---- Working data
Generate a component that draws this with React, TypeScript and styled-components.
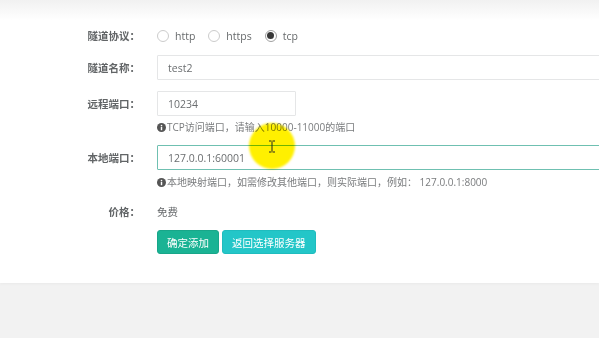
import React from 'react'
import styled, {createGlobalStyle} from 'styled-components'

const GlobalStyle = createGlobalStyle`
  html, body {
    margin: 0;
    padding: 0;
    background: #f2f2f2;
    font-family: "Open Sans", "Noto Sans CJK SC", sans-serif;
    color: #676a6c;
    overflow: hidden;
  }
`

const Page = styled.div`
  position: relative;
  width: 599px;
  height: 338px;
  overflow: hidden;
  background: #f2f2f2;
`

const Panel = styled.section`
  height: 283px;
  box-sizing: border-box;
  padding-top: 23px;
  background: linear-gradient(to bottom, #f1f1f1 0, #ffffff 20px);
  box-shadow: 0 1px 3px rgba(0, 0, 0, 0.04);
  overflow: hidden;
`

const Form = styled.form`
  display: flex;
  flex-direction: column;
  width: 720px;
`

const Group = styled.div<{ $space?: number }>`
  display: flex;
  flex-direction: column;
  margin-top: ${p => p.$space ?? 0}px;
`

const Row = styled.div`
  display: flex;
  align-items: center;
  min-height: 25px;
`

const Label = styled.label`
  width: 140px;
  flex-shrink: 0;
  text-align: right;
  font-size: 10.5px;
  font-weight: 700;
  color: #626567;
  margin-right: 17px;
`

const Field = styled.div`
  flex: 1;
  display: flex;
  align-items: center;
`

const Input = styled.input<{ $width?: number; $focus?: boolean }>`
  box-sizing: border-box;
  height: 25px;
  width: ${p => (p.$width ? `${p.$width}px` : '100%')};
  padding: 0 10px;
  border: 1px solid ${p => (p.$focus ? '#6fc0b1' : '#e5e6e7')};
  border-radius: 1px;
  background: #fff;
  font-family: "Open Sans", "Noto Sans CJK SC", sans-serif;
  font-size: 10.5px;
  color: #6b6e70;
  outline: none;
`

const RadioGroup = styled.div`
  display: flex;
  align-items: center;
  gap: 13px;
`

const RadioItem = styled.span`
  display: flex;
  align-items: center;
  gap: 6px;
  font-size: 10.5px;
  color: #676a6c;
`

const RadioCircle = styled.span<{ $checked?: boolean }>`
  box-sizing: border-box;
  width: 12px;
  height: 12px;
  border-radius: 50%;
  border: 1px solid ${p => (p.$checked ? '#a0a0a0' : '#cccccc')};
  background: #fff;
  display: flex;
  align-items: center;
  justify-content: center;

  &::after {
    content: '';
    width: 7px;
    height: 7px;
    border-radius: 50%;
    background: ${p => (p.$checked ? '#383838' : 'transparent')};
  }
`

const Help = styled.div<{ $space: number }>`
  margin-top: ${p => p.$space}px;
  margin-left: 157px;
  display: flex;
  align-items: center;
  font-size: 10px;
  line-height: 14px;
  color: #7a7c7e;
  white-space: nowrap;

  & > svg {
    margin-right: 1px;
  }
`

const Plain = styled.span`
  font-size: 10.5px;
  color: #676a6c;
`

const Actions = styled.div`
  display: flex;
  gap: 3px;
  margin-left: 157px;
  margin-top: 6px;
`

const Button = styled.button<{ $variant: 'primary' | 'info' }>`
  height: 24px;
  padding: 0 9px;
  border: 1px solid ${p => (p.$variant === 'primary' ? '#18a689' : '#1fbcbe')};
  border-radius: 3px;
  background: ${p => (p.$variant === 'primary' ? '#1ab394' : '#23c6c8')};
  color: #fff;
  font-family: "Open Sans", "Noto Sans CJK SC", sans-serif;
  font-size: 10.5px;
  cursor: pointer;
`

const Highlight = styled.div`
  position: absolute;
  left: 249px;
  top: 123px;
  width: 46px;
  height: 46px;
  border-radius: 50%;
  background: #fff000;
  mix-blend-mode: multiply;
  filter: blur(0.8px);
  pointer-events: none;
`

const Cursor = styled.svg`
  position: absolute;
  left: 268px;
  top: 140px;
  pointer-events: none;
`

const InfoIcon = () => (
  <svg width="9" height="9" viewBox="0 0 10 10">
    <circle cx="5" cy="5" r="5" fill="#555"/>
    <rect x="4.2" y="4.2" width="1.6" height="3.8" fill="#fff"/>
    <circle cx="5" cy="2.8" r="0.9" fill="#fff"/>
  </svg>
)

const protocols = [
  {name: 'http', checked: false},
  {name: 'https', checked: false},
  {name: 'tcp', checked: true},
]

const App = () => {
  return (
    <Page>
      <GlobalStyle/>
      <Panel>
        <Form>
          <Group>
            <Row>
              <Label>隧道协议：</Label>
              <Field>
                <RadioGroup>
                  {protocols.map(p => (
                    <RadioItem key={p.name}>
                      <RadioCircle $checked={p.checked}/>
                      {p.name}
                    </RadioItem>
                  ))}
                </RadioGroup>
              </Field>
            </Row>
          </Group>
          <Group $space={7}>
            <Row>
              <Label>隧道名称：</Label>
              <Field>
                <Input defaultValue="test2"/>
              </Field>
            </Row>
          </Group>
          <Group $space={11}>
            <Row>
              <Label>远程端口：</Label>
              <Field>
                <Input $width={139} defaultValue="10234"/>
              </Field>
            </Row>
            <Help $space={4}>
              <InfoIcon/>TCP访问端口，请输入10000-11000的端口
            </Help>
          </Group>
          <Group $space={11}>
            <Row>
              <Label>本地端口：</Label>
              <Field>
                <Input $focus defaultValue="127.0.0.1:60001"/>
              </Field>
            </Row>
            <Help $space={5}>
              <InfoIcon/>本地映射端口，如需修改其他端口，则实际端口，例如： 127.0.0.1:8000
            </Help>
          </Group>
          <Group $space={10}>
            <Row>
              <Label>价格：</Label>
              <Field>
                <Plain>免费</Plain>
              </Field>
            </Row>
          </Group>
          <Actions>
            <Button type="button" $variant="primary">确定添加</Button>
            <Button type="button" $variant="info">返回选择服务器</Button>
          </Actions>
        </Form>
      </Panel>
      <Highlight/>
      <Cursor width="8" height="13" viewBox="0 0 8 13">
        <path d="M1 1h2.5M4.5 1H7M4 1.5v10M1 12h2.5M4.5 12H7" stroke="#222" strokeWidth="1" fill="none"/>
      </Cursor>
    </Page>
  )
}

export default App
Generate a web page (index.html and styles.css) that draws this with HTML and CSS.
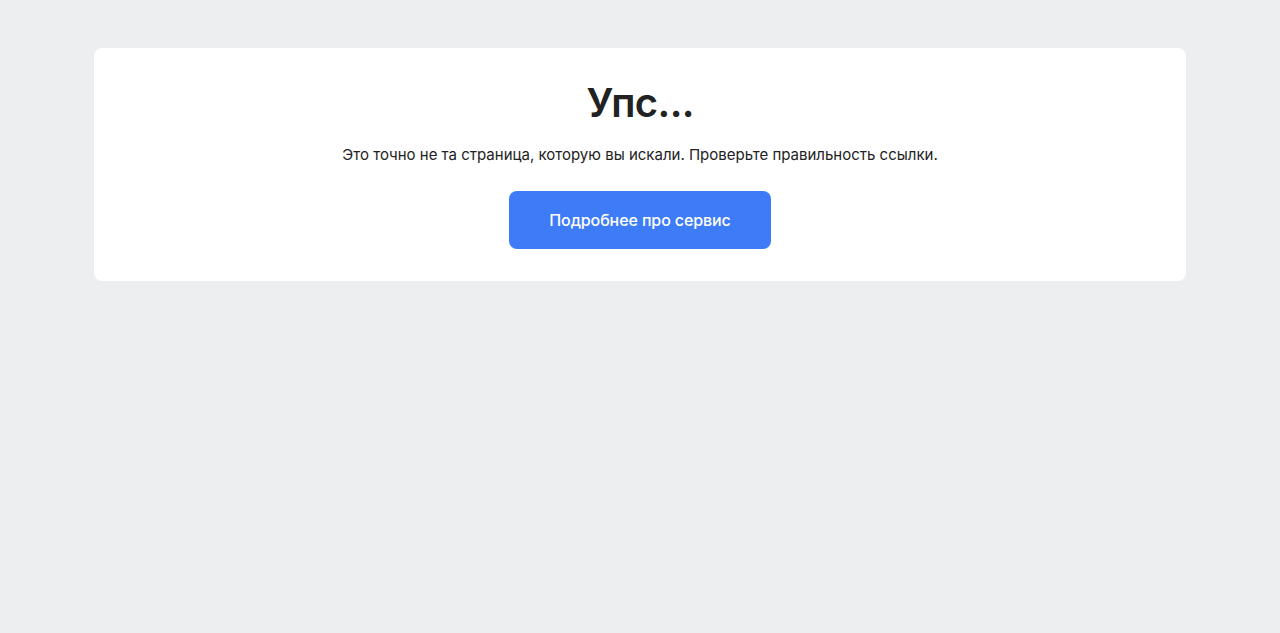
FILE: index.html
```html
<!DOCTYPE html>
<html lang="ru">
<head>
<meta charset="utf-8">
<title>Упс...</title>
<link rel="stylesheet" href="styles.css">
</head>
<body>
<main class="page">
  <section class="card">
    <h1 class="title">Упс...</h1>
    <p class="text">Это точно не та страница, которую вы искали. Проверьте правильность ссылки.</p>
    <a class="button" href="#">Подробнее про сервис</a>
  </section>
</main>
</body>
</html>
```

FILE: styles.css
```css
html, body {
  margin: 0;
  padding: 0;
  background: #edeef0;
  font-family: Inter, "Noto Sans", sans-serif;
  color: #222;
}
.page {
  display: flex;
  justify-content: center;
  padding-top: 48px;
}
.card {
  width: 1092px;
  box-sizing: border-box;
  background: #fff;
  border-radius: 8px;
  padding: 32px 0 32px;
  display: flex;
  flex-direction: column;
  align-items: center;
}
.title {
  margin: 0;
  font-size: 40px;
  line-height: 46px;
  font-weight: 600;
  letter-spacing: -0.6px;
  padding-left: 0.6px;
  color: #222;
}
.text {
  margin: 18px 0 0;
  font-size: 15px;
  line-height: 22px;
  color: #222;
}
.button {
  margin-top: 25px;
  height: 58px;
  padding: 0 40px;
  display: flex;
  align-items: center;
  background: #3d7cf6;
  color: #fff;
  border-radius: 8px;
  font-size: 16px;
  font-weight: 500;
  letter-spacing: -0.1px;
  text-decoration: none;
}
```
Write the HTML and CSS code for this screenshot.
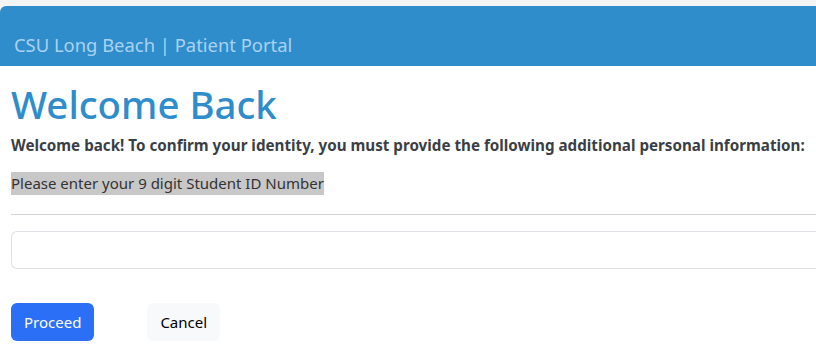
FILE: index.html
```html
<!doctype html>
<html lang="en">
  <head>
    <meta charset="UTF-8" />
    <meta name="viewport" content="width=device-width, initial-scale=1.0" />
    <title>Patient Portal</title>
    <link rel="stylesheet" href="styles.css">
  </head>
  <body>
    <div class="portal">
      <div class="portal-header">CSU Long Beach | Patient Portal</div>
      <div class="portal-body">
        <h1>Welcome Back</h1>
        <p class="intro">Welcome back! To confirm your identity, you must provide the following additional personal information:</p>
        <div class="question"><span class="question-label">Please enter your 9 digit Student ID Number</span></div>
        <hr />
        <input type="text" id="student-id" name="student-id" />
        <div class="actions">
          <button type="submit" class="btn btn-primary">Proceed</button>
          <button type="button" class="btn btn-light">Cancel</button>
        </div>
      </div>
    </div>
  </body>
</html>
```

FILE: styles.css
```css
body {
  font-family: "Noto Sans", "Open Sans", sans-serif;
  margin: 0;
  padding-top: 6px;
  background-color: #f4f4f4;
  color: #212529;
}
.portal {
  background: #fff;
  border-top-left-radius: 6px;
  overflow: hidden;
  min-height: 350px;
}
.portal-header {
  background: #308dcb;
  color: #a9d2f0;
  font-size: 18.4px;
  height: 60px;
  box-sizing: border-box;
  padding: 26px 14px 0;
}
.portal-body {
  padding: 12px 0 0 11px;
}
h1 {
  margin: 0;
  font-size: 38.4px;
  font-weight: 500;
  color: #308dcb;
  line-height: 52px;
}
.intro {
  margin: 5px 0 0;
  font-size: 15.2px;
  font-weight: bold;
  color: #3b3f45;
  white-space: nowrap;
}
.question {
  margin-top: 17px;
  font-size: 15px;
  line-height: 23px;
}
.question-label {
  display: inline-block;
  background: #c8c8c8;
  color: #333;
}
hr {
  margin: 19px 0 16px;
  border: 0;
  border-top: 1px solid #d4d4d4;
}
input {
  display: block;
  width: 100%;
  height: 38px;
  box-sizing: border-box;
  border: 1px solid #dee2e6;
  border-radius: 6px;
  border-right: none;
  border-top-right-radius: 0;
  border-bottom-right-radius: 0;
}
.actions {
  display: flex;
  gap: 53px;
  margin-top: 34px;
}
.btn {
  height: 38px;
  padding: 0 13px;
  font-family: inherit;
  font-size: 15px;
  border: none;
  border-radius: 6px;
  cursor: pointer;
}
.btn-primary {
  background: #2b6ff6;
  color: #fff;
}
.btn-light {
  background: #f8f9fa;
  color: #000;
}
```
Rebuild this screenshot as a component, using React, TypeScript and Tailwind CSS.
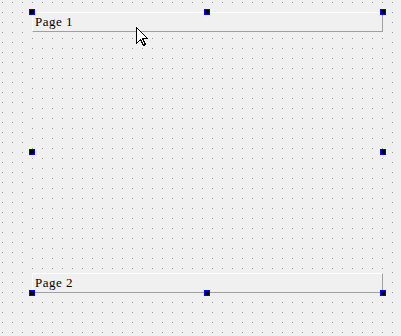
--------
Your task -> Find every line holding the word "screenshot"; give their count and nothing else.

Exercise response -> 2